Resveratrol and longer life
Obviously, by protecting against degenerative and end of life conditions, Resveratrol consumption has a marked effect on life expectancy, but protection is not the only factor in Resveratrol’s life lengthening properties.
In a long-term study, Dr Richard A. Miller of the University of Michigan concluded that Resveratrol’s ability to mimic caloric restriction and offset the dangers of a high-calorie diet holds the key to extending our life span.
Where is Resveratrol found?
Resveratrol is found in the skin of grapes, in blueberries, raspberries, mulberries, plums, pomegranate and in peanuts, most of which have been touted as superfoods at some point, completely overlooking the active ingredient.
Japanese Knotweed contains high concentrations of pure trans-resveratrol and that’s what we use in our supplements.
Japanese Knotweed has been used for centuries in traditional Chinese and Japanese medicine for treating gastrointestinal conditions, circulatory health, inflammation and as a preventative cancer treatment – or more accurately, Resveratrol.
The differences between Trans-Resveratrol and Resveratrol
Trans-Resveratrol is simply the active ingredient in resveratrol – an important distinction to know when seeking supplements with the greatest efficacy.

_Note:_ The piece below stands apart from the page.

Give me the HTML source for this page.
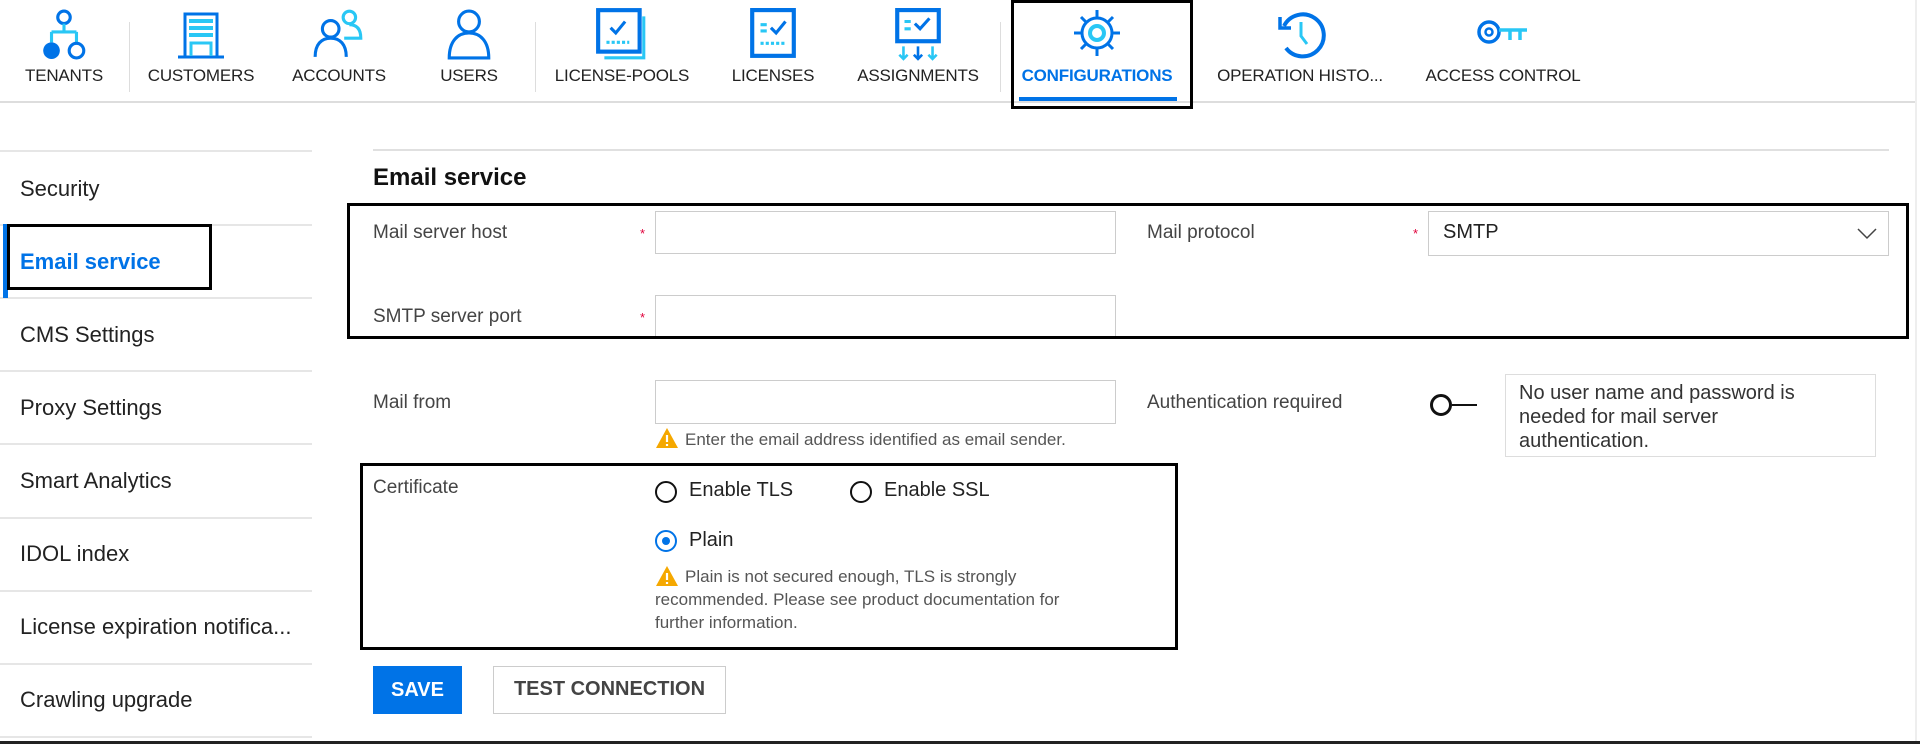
<!DOCTYPE html>
<html><head><meta charset="utf-8"><style>
*{margin:0;padding:0;box-sizing:border-box}
body{width:1920px;height:744px;background:#fff;position:relative;overflow:hidden;font-family:"Liberation Sans",sans-serif;color:#222}
.a{position:absolute}
.nl{position:absolute;top:66px;font-size:17px;color:#222;transform:translateX(-50%);white-space:nowrap;letter-spacing:-0.2px}
.ic{position:absolute;top:8px;transform:translateX(-50%)}
.sep{position:absolute;top:22px;width:1px;height:70px;background:#ddd}
.sl{position:absolute;left:0;width:312px;height:2px;background:#e6e6e6}
.st{position:absolute;left:20px;font-size:22px;color:#222;white-space:nowrap}
.lb{position:absolute;font-size:19px;color:#444}
.ast{position:absolute;color:#e0003a;font-size:13px}
.inp{position:absolute;border:1px solid #ccc;background:#fff}
.box{position:absolute;border:3px solid #000}
.rad{position:absolute;width:22px;height:22px;border:2.5px solid #111;border-radius:50%}
.rt{position:absolute;font-size:20px;color:#222}
.warn{position:absolute;font-size:17px;color:#555;line-height:23px}
</style></head><body>
<!-- nav -->
<div class="a" style="left:0;top:101px;width:1916px;height:2px;background:#ddd"></div>
<div class="a" style="left:1915px;top:0;width:2px;height:744px;background:#eee"></div>
<div class="sep" style="left:129px"></div><div class="sep" style="left:535px"></div><div class="sep" style="left:1000px"></div>

<svg class="ic" style="left:64px" width="52" height="52" viewBox="0 0 48 50"><circle cx="24" cy="9" r="6" fill="none" stroke="#0073e7" stroke-width="3"/><path d="M24 15v8M12 23h24M12 23v10M36 23v10" stroke="#29c7f5" stroke-width="3" fill="none"/><circle cx="12" cy="41" r="8" fill="#0073e7"/><circle cx="36" cy="41" r="7" fill="none" stroke="#0073e7" stroke-width="3"/></svg>
<svg class="ic" style="left:201px" width="50" height="52" viewBox="0 0 50 50"><path d="M9 47V5h32v42" fill="none" stroke="#0073e7" stroke-width="3"/><path d="M2 48h46" stroke="#0073e7" stroke-width="3"/><path d="M13 12h24M13 19h24M13 26h24" stroke="#29c7f5" stroke-width="4"/><path d="M15 47V34h20v13" fill="none" stroke="#29c7f5" stroke-width="3"/></svg>
<svg class="ic" style="left:339px" width="56" height="52" viewBox="0 0 54 50"><circle cx="19" cy="20" r="8" fill="none" stroke="#0073e7" stroke-width="3"/><path d="M4 47c0-12 6-18 15-18s15 6 15 18" fill="none" stroke="#0073e7" stroke-width="3"/><circle cx="37" cy="9" r="6" fill="none" stroke="#29c7f5" stroke-width="3"/><path d="M32 29h16c0-9-4-13-11-13" fill="none" stroke="#29c7f5" stroke-width="3"/></svg>
<svg class="ic" style="left:469px" width="48" height="52" viewBox="0 0 46 50"><circle cx="23" cy="13" r="10" fill="none" stroke="#0073e7" stroke-width="3"/><path d="M4 48c0-16 8-24 19-24s19 8 19 24z" fill="none" stroke="#0073e7" stroke-width="3"/></svg>
<svg class="ic" style="left:622px" width="56" height="52" viewBox="0 0 54 50"><rect x="4" y="2" width="40" height="40" fill="none" stroke="#0073e7" stroke-width="4"/><path d="M48 8v40H10" fill="none" stroke="#29c7f5" stroke-width="3"/><path d="M16 19l5 5 9-11" fill="none" stroke="#0073e7" stroke-width="3"/><path d="M12 33h22" stroke="#29c7f5" stroke-width="3" stroke-dasharray="3 2"/></svg>
<svg class="ic" style="left:773px" width="50" height="52" viewBox="0 0 48 50"><rect x="4" y="2" width="40" height="44" fill="none" stroke="#0073e7" stroke-width="4"/><path d="M12 16h6M12 22h6" stroke="#29c7f5" stroke-width="3"/><path d="M22 19l5 5 9-11" fill="none" stroke="#0073e7" stroke-width="3"/><path d="M12 34h24" stroke="#29c7f5" stroke-width="3" stroke-dasharray="3 2"/></svg>
<svg class="ic" style="left:918px" width="50" height="54" viewBox="0 0 48 52"><rect x="4" y="2" width="40" height="30" fill="none" stroke="#0073e7" stroke-width="4"/><path d="M11 13h6M11 20h6" stroke="#29c7f5" stroke-width="3"/><path d="M21 15l5 5 9-10" fill="none" stroke="#0073e7" stroke-width="3"/><path d="M10 37v12M6 45l4 4 4-4M38 37v12M34 45l4 4 4-4" fill="none" stroke="#29c7f5" stroke-width="2.5"/><path d="M24 37v12M20 45l4 4 4-4" fill="none" stroke="#0073e7" stroke-width="2.5"/></svg>
<svg class="ic" style="left:1097px" width="50" height="50" viewBox="0 0 50 50"><circle cx="25" cy="25" r="15" fill="none" stroke="#0073e7" stroke-width="3"/><circle cx="25" cy="25" r="7" fill="none" stroke="#29c7f5" stroke-width="4"/><path d="M25 2v8M25 40v8M2 25h8M40 25h8M9 9l5 5M36 36l5 5M41 9l-5 5M9 41l5-5" stroke="#0073e7" stroke-width="3"/></svg>
<svg class="ic" style="left:1300px" width="52" height="52" viewBox="0 0 52 52"><path d="M10 18A21 21 0 1 1 12 40" fill="none" stroke="#0073e7" stroke-width="4"/><path d="M6 9v11h11" fill="none" stroke="#0073e7" stroke-width="3.5"/><path d="M27 14v14l6 8" fill="none" stroke="#29c7f5" stroke-width="3"/></svg>
<svg class="ic" style="left:1503px;top:18px" width="54" height="30" viewBox="0 0 54 30"><circle cx="13" cy="14" r="10" fill="none" stroke="#0073e7" stroke-width="3.5"/><circle cx="13" cy="14" r="3.5" fill="none" stroke="#0073e7" stroke-width="2.5"/><path d="M23 12h28M34 12v10M44 12v10" stroke="#29c7f5" stroke-width="3.5"/></svg>

<div class="nl" style="left:64px">TENANTS</div>
<div class="nl" style="left:201px">CUSTOMERS</div>
<div class="nl" style="left:339px">ACCOUNTS</div>
<div class="nl" style="left:469px">USERS</div>
<div class="nl" style="left:622px">LICENSE-POOLS</div>
<div class="nl" style="left:773px">LICENSES</div>
<div class="nl" style="left:918px">ASSIGNMENTS</div>
<div class="nl" style="left:1097px;color:#0073e7;font-weight:bold">CONFIGURATIONS</div>
<div class="nl" style="left:1300px">OPERATION HISTO...</div>
<div class="nl" style="left:1503px">ACCESS CONTROL</div>
<div class="a" style="left:1019px;top:97px;width:158px;height:4px;background:#0073e7"></div>
<div class="box" style="left:1011px;top:0;width:182px;height:109px"></div>

<!-- sidebar -->
<div class="sl" style="top:150px"></div><div class="sl" style="top:224px"></div><div class="sl" style="top:297px"></div><div class="sl" style="top:370px"></div><div class="sl" style="top:443px"></div><div class="sl" style="top:517px"></div><div class="sl" style="top:590px"></div><div class="sl" style="top:663px"></div><div class="sl" style="top:736px"></div>
<div class="a" style="left:3px;top:224px;width:5px;height:74px;background:#0073e7"></div>
<div class="st" style="top:176px">Security</div>
<div class="st" style="top:249px;color:#0073e7;font-weight:bold">Email service</div>
<div class="st" style="top:322px">CMS Settings</div>
<div class="st" style="top:395px">Proxy Settings</div>
<div class="st" style="top:468px">Smart Analytics</div>
<div class="st" style="top:541px">IDOL index</div>
<div class="st" style="top:614px">License expiration notifica...</div>
<div class="st" style="top:687px">Crawling upgrade</div>
<div class="box" style="left:7px;top:224px;width:205px;height:66px"></div>

<!-- main -->
<div class="a" style="left:373px;top:149px;width:1516px;height:2px;background:#e0e0e0"></div>
<div class="a" style="left:373px;top:164px;font-size:24px;font-weight:bold;color:#111">Email service</div>

<div class="lb" style="left:373px;top:222px">Mail server host</div><div class="ast" style="left:640px;top:226px">*</div>
<div class="inp" style="left:655px;top:211px;width:461px;height:43px"></div>
<div class="lb" style="left:1147px;top:222px">Mail protocol</div><div class="ast" style="left:1413px;top:226px">*</div>
<div class="inp" style="left:1428px;top:211px;width:461px;height:45px"></div>
<div class="a" style="left:1443px;top:221px;font-size:20px;color:#222">SMTP</div>
<svg class="a" style="left:1857px;top:228px" width="20" height="12"><path d="M1 1l9 9 9-9" fill="none" stroke="#444" stroke-width="1.5"/></svg>
<div class="lb" style="left:373px;top:306px">SMTP server port</div><div class="ast" style="left:640px;top:310px">*</div>
<div class="inp" style="left:655px;top:295px;width:461px;height:44px"></div>
<div class="box" style="left:347px;top:203px;width:1562px;height:136px"></div>

<div class="lb" style="left:373px;top:392px">Mail from</div>
<div class="inp" style="left:655px;top:380px;width:461px;height:44px"></div>
<svg class="a" style="left:655px;top:427px" width="24" height="22"><path d="M12 1L23 21H1z" fill="#f5a800"/><path d="M12 8v7M12 17v2" stroke="#fff" stroke-width="2.2"/></svg>
<div class="warn" style="left:685px;top:428px">Enter the email address identified as email sender.</div>
<div class="lb" style="left:1147px;top:392px">Authentication required</div>
<div class="rad" style="left:1430px;top:394px;border-width:3px"></div>
<div class="a" style="left:1452px;top:404px;width:25px;height:2px;background:#111"></div>
<div class="a" style="left:1505px;top:374px;width:371px;height:83px;border:1px solid #ddd"></div>
<div class="a" style="left:1519px;top:381px;font-size:20px;color:#333;line-height:24px;width:300px">No user name and password is needed for mail server authentication.</div>

<div class="lb" style="left:373px;top:477px">Certificate</div>
<div class="rad" style="left:655px;top:481px"></div><div class="rt" style="left:689px;top:479px">Enable TLS</div>
<div class="rad" style="left:850px;top:481px"></div><div class="rt" style="left:884px;top:479px">Enable SSL</div>
<div class="rad" style="left:655px;top:530px;border-color:#0073e7"></div><div class="a" style="left:662px;top:537px;width:8px;height:8px;border-radius:50%;background:#0073e7"></div>
<div class="rt" style="left:689px;top:529px">Plain</div>
<svg class="a" style="left:655px;top:565px" width="24" height="22"><path d="M12 1L23 21H1z" fill="#f5a800"/><path d="M12 8v7M12 17v2" stroke="#fff" stroke-width="2.2"/></svg>
<div class="warn" style="left:655px;top:565px;width:445px;text-indent:30px">Plain is not secured enough, TLS is strongly recommended. Please see product documentation for further information.</div>
<div class="box" style="left:360px;top:463px;width:818px;height:187px"></div>

<div class="a" style="left:373px;top:666px;width:89px;height:48px;background:#0073e7;color:#fff;font-weight:bold;font-size:20px;line-height:48px;text-align:center">SAVE</div>
<div class="a" style="left:493px;top:666px;width:233px;height:48px;border:1.5px solid #ccc;color:#444;font-weight:bold;font-size:20px;line-height:45px;text-align:center">TEST CONNECTION</div>

<div class="a" style="left:0;top:741px;width:1920px;height:3px;background:#222"></div>
</body></html>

For example, Love Life Supplement’s Trans-Resveratrol is a 98% strength, pure extract from Japanese Knotweed containing 500mg of Trans-Resveratrol and nothing else.
You may be asking that if Trans-Resveratrol is so readily available through wine, berries and fruits then why the need for a supplement and that all comes down to the dosage levels. Nearly every clinical trial starts with dosages of 250mg +.
To put that into context, a glass of red wine only contains 1mg of trans-resveratrol. Obviously, 250 daily glasses of red wine is not a long-term or recommended solution, a single, high quality supplement is far more achievable.